While Will and Rosemary thought bed and breakfast was "cute" they were unhappy with only rolls and coffee. The idea of serving cold meats and cheese for breakfast they found totally abhorrent. The coffee required hot milk to make it drinkable, but they were not accustomed to the combination and didn't like it. The salads they preferred for lunch were not up to their standards either; the absence of a choice of salad dressing they found unforgivable.
There was a huge, sweating, but appreciative crowd in Munich to watch the glockenspiel. Will, after having seen it, observed that "Disney would have been able to do it much better." Rosemary's only comment was that she had never smelled so much body odor in her life.
Will did entertain us with his recurrent accounts of battling the shower curtains. "These are the smallest showers I've ever seen," he reported. "How are you supposed to take a shower when the curtain keeps wrapping around you and clinging to your body?" Of course when the showers didn't have curtains the complaint was that water spilled all over the floor. "How in the hell are you supposed to take a shower in these things without getting water all over the bathroom," he groused. Often they could not figure out how to flush the toilets. "Why don't they standardize these damn toilets?" Will complained. "Sometimes they have a button to push! Sometimes they have something to pull up and let go of! Sometimes the lever is on one side and sometimes on the other! Sometimes you can't even find anything to push or pull! The last thing Rosemary said as she was getting on the plane to return home was "I can hardly wait to get home and have a real shower.
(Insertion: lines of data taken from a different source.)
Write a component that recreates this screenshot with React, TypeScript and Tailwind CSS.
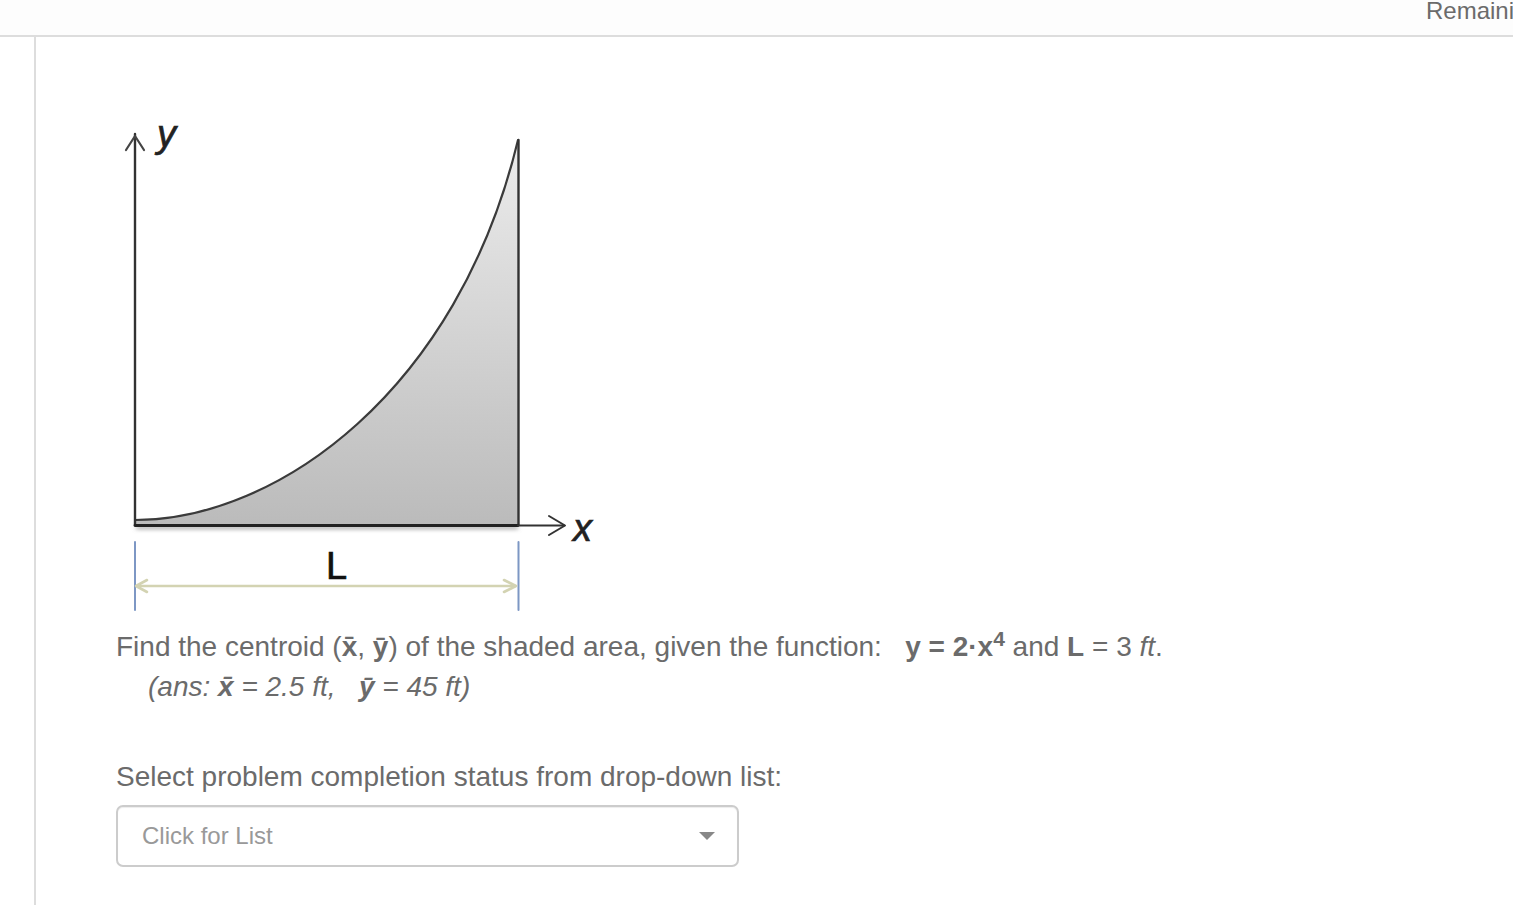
const curve = "M135 520 C 278 520 458 390 518 140";

export default function App() {
  return (
    <div className="w-[1513px] h-[922px] overflow-hidden bg-white text-[#6b6b6b] font-['Liberation_Sans',Arial,sans-serif]">
      <header className="h-[37px] border-b-2 border-[#dddddd] bg-[#fdfdfd] overflow-hidden pl-[1426px] whitespace-nowrap text-[24px] leading-[22px]">
        Remaining Time
      </header>
      <div className="flex h-[868px]">
        <div className="w-[36px] shrink-0 border-r-2 border-[#dddddd]" />
        <main className="pl-[80px] pt-[68px] flex flex-col items-start">
          <svg width="500" height="510" viewBox="116 105 500 510" className="block">
            <defs>
              <linearGradient id="fill" x1="0" y1="0" x2="0" y2="1">
                <stop offset="0" stopColor="#ececec" />
                <stop offset="1" stopColor="#bbbbbb" />
              </linearGradient>
              <filter id="soft" x="-5%" y="-5%" width="110%" height="110%">
                <feGaussianBlur stdDeviation="0.6" />
              </filter>
              <filter id="shadow" x="-5%" y="-200%" width="110%" height="500%">
                <feGaussianBlur stdDeviation="2" />
              </filter>
            </defs>
            <rect x="136" y="526" width="382" height="3" fill="#999" filter="url(#shadow)" />
            <g filter="url(#soft)" fill="none" strokeLinecap="round" strokeLinejoin="round">
              <path d={`${curve} L518 525 L135 525 Z`} fill="url(#fill)" stroke="none" />
              <path d={curve} stroke="#3a3a3a" strokeWidth="2.2" />
              <path d="M135 525 V134" stroke="#333" strokeWidth="2.4" />
              <path d="M126 150 L135 136 L144 150" stroke="#444" strokeWidth="2.2" />
              <path d="M518.5 140 V525" stroke="#333" strokeWidth="2.4" />
              <path d="M135 525.5 H518" stroke="#222" strokeWidth="2.8" />
              <path d="M518 525.5 H564" stroke="#333" strokeWidth="2" />
              <path d="M549 516 L565 525.5 L549 535" stroke="#333" strokeWidth="2" />
              <path d="M135 542 V610" stroke="#7d97c4" strokeWidth="2" />
              <path d="M518.5 542 V610" stroke="#7d97c4" strokeWidth="2" />
              <path d="M137 586 H515" stroke="#d3d3b2" strokeWidth="2.6" />
              <path d="M147 580 L136 586 L147 592" stroke="#d3d3b2" strokeWidth="2.6" />
              <path d="M504 580 L516 586 L504 592" stroke="#d3d3b2" strokeWidth="2.6" />
            </g>
            <text x="157" y="147" fontFamily="'Liberation Sans',sans-serif" fontStyle="italic" fontSize="38" fill="#222" stroke="#222" strokeWidth="0.7">y</text>
            <text x="573" y="541" fontFamily="'Liberation Sans',sans-serif" fontStyle="italic" fontSize="38" fill="#222" stroke="#222" strokeWidth="0.7">x</text>
            <text x="326" y="579" fontFamily="'Liberation Sans',sans-serif" fontSize="38" fill="#111" stroke="#111" strokeWidth="0.7">L</text>
          </svg>
          <p className="mt-[12px] text-[28px] leading-[40px] whitespace-pre">
            Find the centroid (<b>x̄</b>, <b>ȳ</b>) of the shaded area, given the function:   <b>y = 2·x<sup className="text-[21px] leading-none">4</sup></b> and <b>L</b> = 3 <i>ft</i>.
          </p>
          <p className="pl-[32px] text-[28px] leading-[40px] italic whitespace-pre">
            (ans: <b>x̄</b> = 2.5 ft,   <b>ȳ</b> = 45 ft)
          </p>
          <p className="mt-[50px] text-[28px] leading-[40px]">Select problem completion status from drop-down list:</p>
          <div className="mt-[8px] w-[623px] h-[62px] border-2 border-[#cccccc] rounded-[7px] shadow-[inset_0_1px_1px_rgba(0,0,0,0.075)] flex items-center justify-between pl-[24px] pr-[22px] text-[24px] text-[#999999]">
            <span>Click for List</span>
            <span className="w-0 h-0 border-x-[8px] border-x-transparent border-t-[8px] border-t-[#888888]" />
          </div>
        </main>
      </div>
    </div>
  );
}
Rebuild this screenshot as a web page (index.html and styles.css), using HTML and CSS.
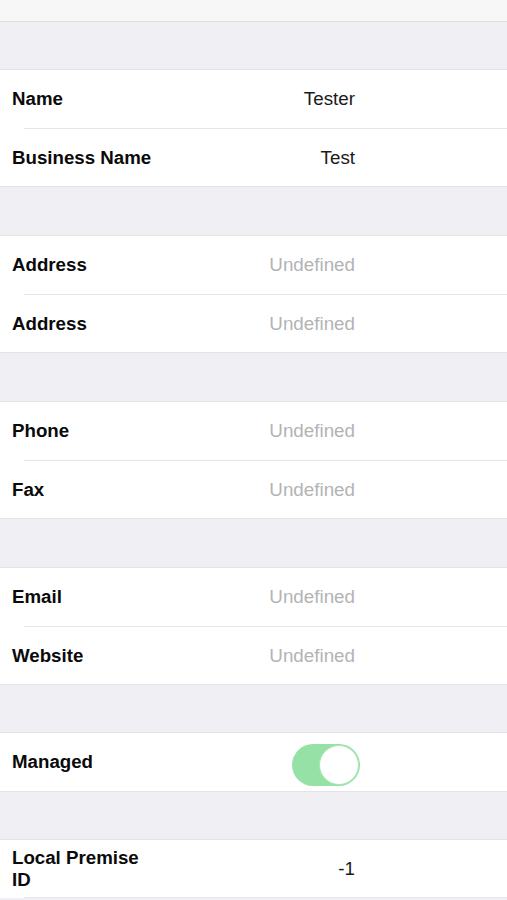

I haven't felt clean for two weeks."
Castles on the Rhine had little appeal for either of them. "They wouldn't last a minute nowadays," Will asserted, "what with airplanes and bombs and all."
"They don't keep them up very well, do they?" Rosemary commented. "They must have been terribly uncomfortable to live in."
So fearful were they of the roads in Switzerland they scarcely noticed the Alps. They did observe that things were expensive and that they could get them cheaper at home.
Venice was crowded. There was no hope of getting a hotel. "You'd think if you were willing to pay for it you could get a room anywhere," Will grumbled angrily.
"We told you not to come in August," his daughter said sweetly in her best "I told you so" accent.
We found rooms in Padua. Will insisted on the most expensive, apparently out of spite. We returned to Venice the following morning where we waited for over an hour to park. Then we waited in another line for that long again to board a flagrantly overloaded water taxi. It was seasonally hot and exceptionally humid. The narrow streets were packed with smelly, rude, overripe humanity who flowed through them by the thousands like living torrents of uncontrollable lava. You could scarcely breathe and when you did you wished you hadn't. What was worse as far as Rosemary was concerned was that you could scarcely shop. "People shouldn't come to Europe," she had announced the first day, "unless they want to shop." By the time we returned to Padua that evening we desperately needed respite. We suggested they dine without us.
"You should have seen us last night," Will announced proudly the next morning. We were headed north to Austria with Will driving the car we had rented at his request (for more than we would have had to pay had he rented it through an agency 'back home'). "We went to that American Bar. They have a restaurant there too, you know. It was so funny. The waiter couldn't speak a word of English. We couldn't read the Italian menu so we asked for a menu in English. He looked all over and couldn't seem to find one."
"I think he was embarrassed," Rosemary added, "He wouldn't have anything to do with us. We kept motioning to him but he just ignored us for the longest time."
"Yeah, every time he came near he'd say something we took to be 'just a minute' and then he'd be gone again. There were two other waiters, too, but he was obviously in charge. He just rushed around everywhere. But he couldn't find the menu and I guess he was upset about it because he wouldn't come back to our table. We had ordered a bottle of wine which we proceeded to drink while we were waiting. Finally he came, still without the English menu, so we tried to ask him what different things were. It was really funny. My few words of Italian and his lack of English. He was actually sweating because he couldn't find the menu. Then he stood behind me and read everything on the menu to me, in Italian! As if I could understand it."
"It really was funny," Rosemary agreed. The poor man was desperate. The sweat just poured off him."
"The only thing we could understand was soup of the day -- minestrone. And pesto, we could get that, too. So we ordered soup and pesto for both of us. But then we had to wait again. Even though there were two other waiters it was obvious that he was in charge of everything and they just got out of his way. He was running all over the place doing everything for everybody. Then finally he brought us soup but only one pesto. We tried and tried but couldn't get his attention so we went ahead and ate that. Then...you won't believe this...he brought us two more pestos! So we ate them too."
"Your father ate two pestos!" Rosemary said, "I think he had too much wine."
"Me! No way. Your mother was blotto."
"I was not."
"She was so drunk she couldn't finish her dinner."
"I wasn't hungry by then, after the soup and all that wine. Anyway, you should have been there. It was a riot! That waiter actually did break out in a sweat over that menu. You could see it just dripping off him. It was fun, wasn't it honey?"
"Yeah, we had a really great time. You should have been there."
"I don't know what American Bar stands for," Rosemary added. "It certainly doesn't mean they speak English."
My wife, cringing in her corner of the back seat, looked over and rolled her eyes. No one spoke for several minutes. We moved at high speed along the autostrada. Will broke the silence.
"You know the only thing we didn't do last night that we should have done Rosy? We should have asked that waiter to take our picture

1 comment:

Watch 'n Wait said...

Oh, man! That is one painful story. Talk about the Ugly Americans! People like those should not be allowed to cross their state lines.

You're a pretty vivid writer, you know that? Always great to read a story that's so visual it runs like a movie in your mind. Well done.

Went and read Biden's website earlier: www.biden.sen.gov and am pleased with his accomplishments. Like you, I prefer him to the others you named. Wonder if he'll go for it?